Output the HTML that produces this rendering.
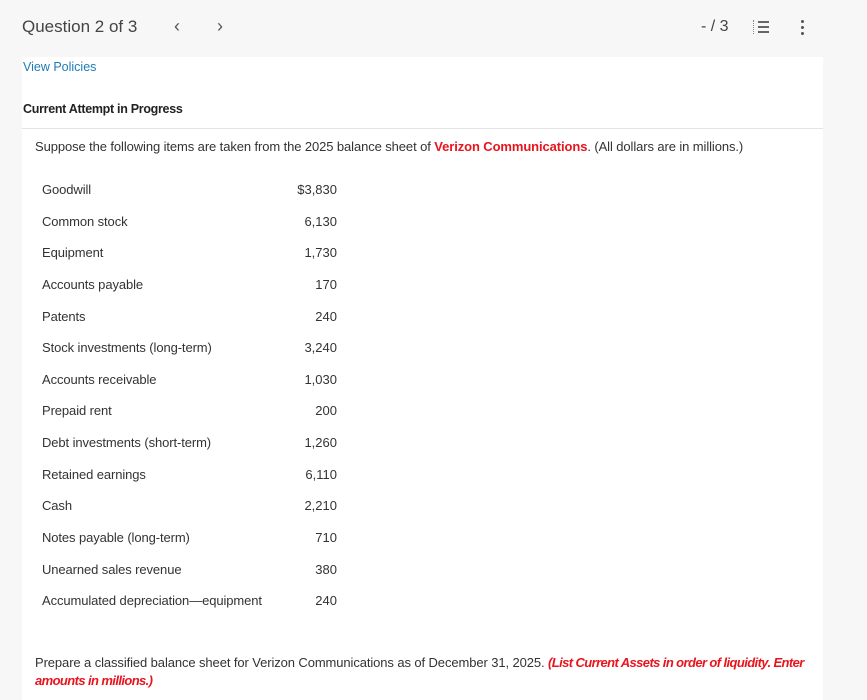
<!DOCTYPE html>
<html><head><meta charset="utf-8"><style>
html,body{margin:0;padding:0;}
body{width:867px;height:700px;background:#f7f7f7;font-family:"Liberation Sans",sans-serif;color:#333;position:relative;overflow:hidden;}
.abs{position:absolute;white-space:nowrap;}
.panel{position:absolute;left:22px;top:57px;width:801px;height:643px;background:#fff;}
.hdr{left:22px;top:17px;font-size:17px;color:#444;}
.nav{font-size:18px;color:#555;top:16px;}
.link{left:23px;top:60px;font-size:12.5px;color:#1f7bb6;}
.cap{left:23px;top:102px;font-size:12.5px;font-weight:bold;color:#222;letter-spacing:-0.3px;}
.rule{position:absolute;left:22px;top:128px;width:801px;height:1px;background:#e4e4e4;}
.t{font-size:13px;color:#333;letter-spacing:-0.1px;}
.lbl{left:42px;font-size:13px;color:#333;letter-spacing:-0.1px;}
.num{right:530px;font-size:13px;color:#333;text-align:right;}
.red{color:#e8141e;}
i.red{letter-spacing:-0.6px;}
</style></head><body>
<div class="panel"></div>
<div class="abs hdr">Question 2 of 3</div>
<div class="abs nav" style="left:174px;">&lsaquo;</div>
<div class="abs nav" style="left:217px;">&rsaquo;</div>
<div class="abs" style="left:701px;top:18px;font-size:16px;color:#444;">- / 3</div>
<div class="abs" style="left:753px;top:20px;width:18px;">
 <div style="position:absolute;left:5px;top:1px;width:11px;height:2px;background:#666"></div>
 <div style="position:absolute;left:5px;top:6px;width:11px;height:2px;background:#666"></div>
 <div style="position:absolute;left:5px;top:11px;width:11px;height:2px;background:#666"></div>
 <div style="position:absolute;left:0;top:0;width:2px;height:14px;border-left:1px dotted #888"></div>
</div>
<div class="abs" style="left:801px;top:20px;">
 <div style="width:3px;height:3px;background:#555;border-radius:2px;margin-bottom:3px"></div>
 <div style="width:3px;height:3px;background:#555;border-radius:2px;margin-bottom:3px"></div>
 <div style="width:3px;height:3px;background:#555;border-radius:2px"></div>
</div>
<div class="abs link">View Policies</div>
<div class="abs cap">Current Attempt in Progress</div>
<div class="rule"></div>
<div class="abs t" style="left:35px;top:139px;">Suppose the following items are taken from the 2025 balance sheet of <span class="red" style="font-weight:bold">Verizon Communications</span>. (All dollars are in millions.)</div>

<div class="abs lbl" style="top:182px">Goodwill</div><div class="abs num" style="top:182px">$3,830</div>
<div class="abs lbl" style="top:214px">Common stock</div><div class="abs num" style="top:214px">6,130</div>
<div class="abs lbl" style="top:245px">Equipment</div><div class="abs num" style="top:245px">1,730</div>
<div class="abs lbl" style="top:277px">Accounts payable</div><div class="abs num" style="top:277px">170</div>
<div class="abs lbl" style="top:309px">Patents</div><div class="abs num" style="top:309px">240</div>
<div class="abs lbl" style="top:340px">Stock investments (long-term)</div><div class="abs num" style="top:340px">3,240</div>
<div class="abs lbl" style="top:372px">Accounts receivable</div><div class="abs num" style="top:372px">1,030</div>
<div class="abs lbl" style="top:403px">Prepaid rent</div><div class="abs num" style="top:403px">200</div>
<div class="abs lbl" style="top:435px">Debt investments (short-term)</div><div class="abs num" style="top:435px">1,260</div>
<div class="abs lbl" style="top:467px">Retained earnings</div><div class="abs num" style="top:467px">6,110</div>
<div class="abs lbl" style="top:498px">Cash</div><div class="abs num" style="top:498px">2,210</div>
<div class="abs lbl" style="top:530px">Notes payable (long-term)</div><div class="abs num" style="top:530px">710</div>
<div class="abs lbl" style="top:562px">Unearned sales revenue</div><div class="abs num" style="top:562px">380</div>
<div class="abs lbl" style="top:593px">Accumulated depreciation—equipment</div><div class="abs num" style="top:593px">240</div>

<div class="abs t" style="left:35px;top:655px;">Prepare a classified balance sheet for Verizon Communications as of December 31, 2025. <i class="red" style="font-weight:bold">(List Current Assets in order of liquidity. Enter</i></div>
<div class="abs t" style="left:35px;top:673px;"><i class="red" style="font-weight:bold">amounts in millions.)</i></div>
</body></html>
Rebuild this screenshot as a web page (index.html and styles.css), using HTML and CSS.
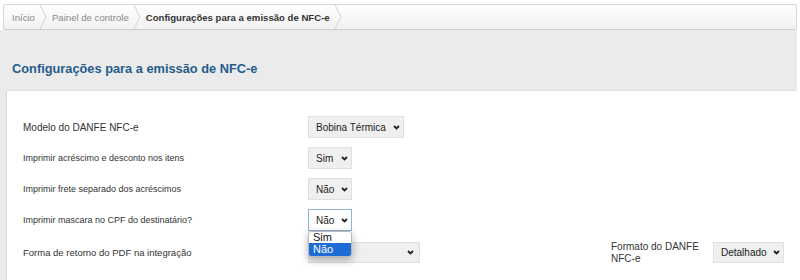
FILE: index.html
```html
<!DOCTYPE html>
<html lang="pt-BR">
<head>
<meta charset="utf-8">
<title>Configurações para a emissão de NFC-e</title>
<link rel="stylesheet" href="styles.css">
</head>
<body>
<nav class="crumbs">
  <a class="crumb">Início</a>
  <svg class="sep" width="8" height="24" viewBox="0 0 8 24"><path d="M1 0 L7 12 L1 24" fill="none" stroke="#d2d2d2" stroke-width="1"/></svg>
  <a class="crumb">Painel de controle</a>
  <svg class="sep" width="8" height="24" viewBox="0 0 8 24"><path d="M1 0 L7 12 L1 24" fill="none" stroke="#d2d2d2" stroke-width="1"/></svg>
  <span class="crumb current">Configurações para a emissão de NFC-e</span>
  <svg class="sep" width="8" height="24" viewBox="0 0 8 24"><path d="M1 0 L7 12 L1 24" fill="none" stroke="#d2d2d2" stroke-width="1"/></svg>
</nav>
<main class="main">
  <h1 class="title">Configurações para a emissão de NFC-e</h1>
  <section class="panel">
    <div class="row">
      <label class="label big">Modelo do DANFE NFC-e</label>
      <span class="select w-bobina">Bobina Térmica<svg class="chev" width="7" height="5" viewBox="0 0 7 5"><path d="M1 1 L3.5 3.5 L6 1" fill="none" stroke="#222" stroke-width="1.8"/></svg></span>
    </div>
    <div class="row">
      <label class="label">Imprimir acréscimo e desconto nos itens</label>
      <span class="select w-simnao">Sim<svg class="chev" width="7" height="5" viewBox="0 0 7 5"><path d="M1 1 L3.5 3.5 L6 1" fill="none" stroke="#222" stroke-width="1.8"/></svg></span>
    </div>
    <div class="row">
      <label class="label">Imprimir frete separado dos acréscimos</label>
      <span class="select w-simnao">Não<svg class="chev" width="7" height="5" viewBox="0 0 7 5"><path d="M1 1 L3.5 3.5 L6 1" fill="none" stroke="#222" stroke-width="1.8"/></svg></span>
    </div>
    <div class="row">
      <label class="label">Imprimir mascara no CPF do destinatário?</label>
      <span class="select-wrap">
        <span class="select w-simnao focused">Não<svg class="chev" width="7" height="5" viewBox="0 0 7 5"><path d="M1 1 L3.5 3.5 L6 1" fill="none" stroke="#222" stroke-width="1.8"/></svg></span>
        <ul class="dropdown">
          <li class="opt">Sim</li>
          <li class="opt active">Não</li>
        </ul>
      </span>
    </div>
    <div class="row last">
      <label class="label mid">Forma de retorno do PDF na integração</label>
      <span class="select w-forma"><svg class="chev" width="7" height="5" viewBox="0 0 7 5"><path d="M1 1 L3.5 3.5 L6 1" fill="none" stroke="#222" stroke-width="1.8"/></svg></span>
      <label class="label big side">Formato do DANFE NFC-e</label>
      <span class="select w-detalhado">Detalhado<svg class="chev" width="7" height="5" viewBox="0 0 7 5"><path d="M1 1 L3.5 3.5 L6 1" fill="none" stroke="#222" stroke-width="1.8"/></svg></span>
    </div>
  </section>
</main>
</body>
</html>
```

FILE: styles.css
```css
* { box-sizing: border-box; }
html, body { margin: 0; padding: 0; }
body {
  background: #fff;
  font-family: "Liberation Sans", Arial, sans-serif;
  color: #333;
  width: 800px;
  height: 280px;
  overflow: hidden;
}

.crumbs {
  margin: 4px 3px 0 3px;
  height: 26px;
  border: 1px solid #d6d6d6;
  border-bottom-color: #cbcbcb;
  border-radius: 2px;
  background: linear-gradient(#ffffff, #f1f1f1);
  display: flex;
  align-items: center;
  padding-left: 8px;
  font-size: 9.6px;
}
.crumb {
  color: #8a8a8a;
  text-decoration: none;
}
.crumb.current {
  color: #333;
  font-weight: bold;
}
.sep {
  display: block;
  margin: 0 5px 0 4px;
}

.main {
  background: #ebebeb;
  margin-right: 3px;
  padding-top: 31px;
}
.title {
  margin: 0 0 13px 12px;
  font-size: 12.8px;
  line-height: 16px;
  font-weight: bold;
  color: #245c8c;
}

.panel {
  margin-left: 6px;
  background: #fff;
  border-left: 1px solid #d9d9d9;
  border-top: 1px solid #e2e2e2;
  padding: 25px 0 18px 16px;
  display: flex;
  flex-direction: column;
  gap: 9px;
}
.row {
  display: flex;
  align-items: center;
  height: 22px;
}
.row.last {
  margin-top: 2px;
  height: 21px;
}
.label {
  width: 285px;
  font-size: 9px;
  color: #333;
  flex: none;
}
.label.big { font-size: 10px; }
.label.mid { font-size: 9.5px; }
.label.side {
  width: 95px;
  margin-left: 191px;
  margin-right: 7px;
  line-height: 12px;
}

.select {
  display: inline-flex;
  align-items: center;
  justify-content: space-between;
  height: 22px;
  padding: 0 3px 0 7px;
  background: #efefef;
  border: 1px solid #e0e0e0;
  font-size: 10px;
  color: #222;
  flex: none;
}
.chev { display: block; flex: none; }
.w-bobina { width: 96px; }
.w-simnao { width: 44px; }
.w-forma { width: 112px; height: 21px; justify-content: flex-end; padding-right: 5px; }
.w-detalhado { width: 71px; height: 21px; }
.select.focused {
  background: #fff;
  border-color: #8fb3d9;
}

.select-wrap {
  position: relative;
  display: inline-block;
  height: 22px;
}
.dropdown {
  position: absolute;
  left: 0;
  top: 22px;
  width: 44px;
  margin: 0;
  padding: 0;
  list-style: none;
  background: #fff;
  border: 1px solid #b9b9b9;
  border-radius: 3px;
  box-shadow: 0 3px 8px rgba(0,0,0,0.3);
  z-index: 10;
  overflow: hidden;
}
.opt {
  font-size: 11px;
  line-height: 11px;
  height: 11px;
  padding-left: 4px;
  color: #111;
}
.opt.active {
  background: #1f6bd6;
  color: #fff;
  height: 13px;
  line-height: 13px;
}
```
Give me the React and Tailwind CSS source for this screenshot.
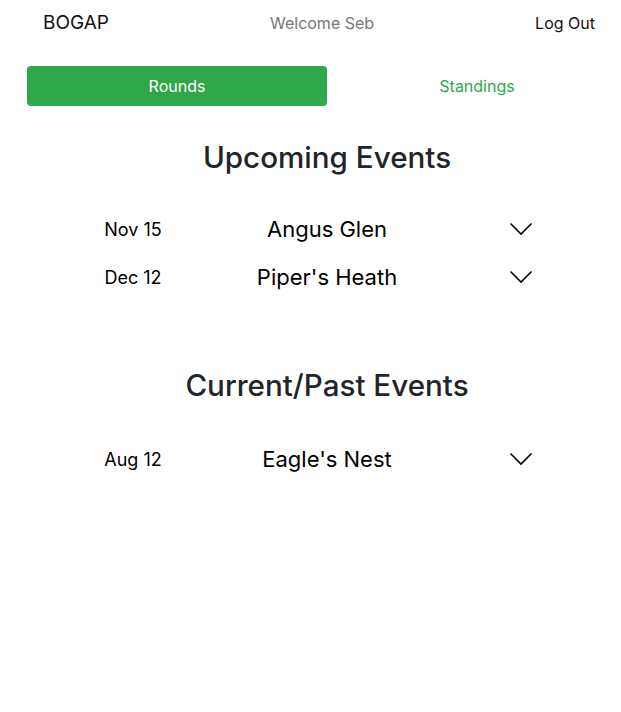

→ **Aim**: Report the number of lines in the listing that include the string "this"; give nothing but the number.

→ **Final result**: 3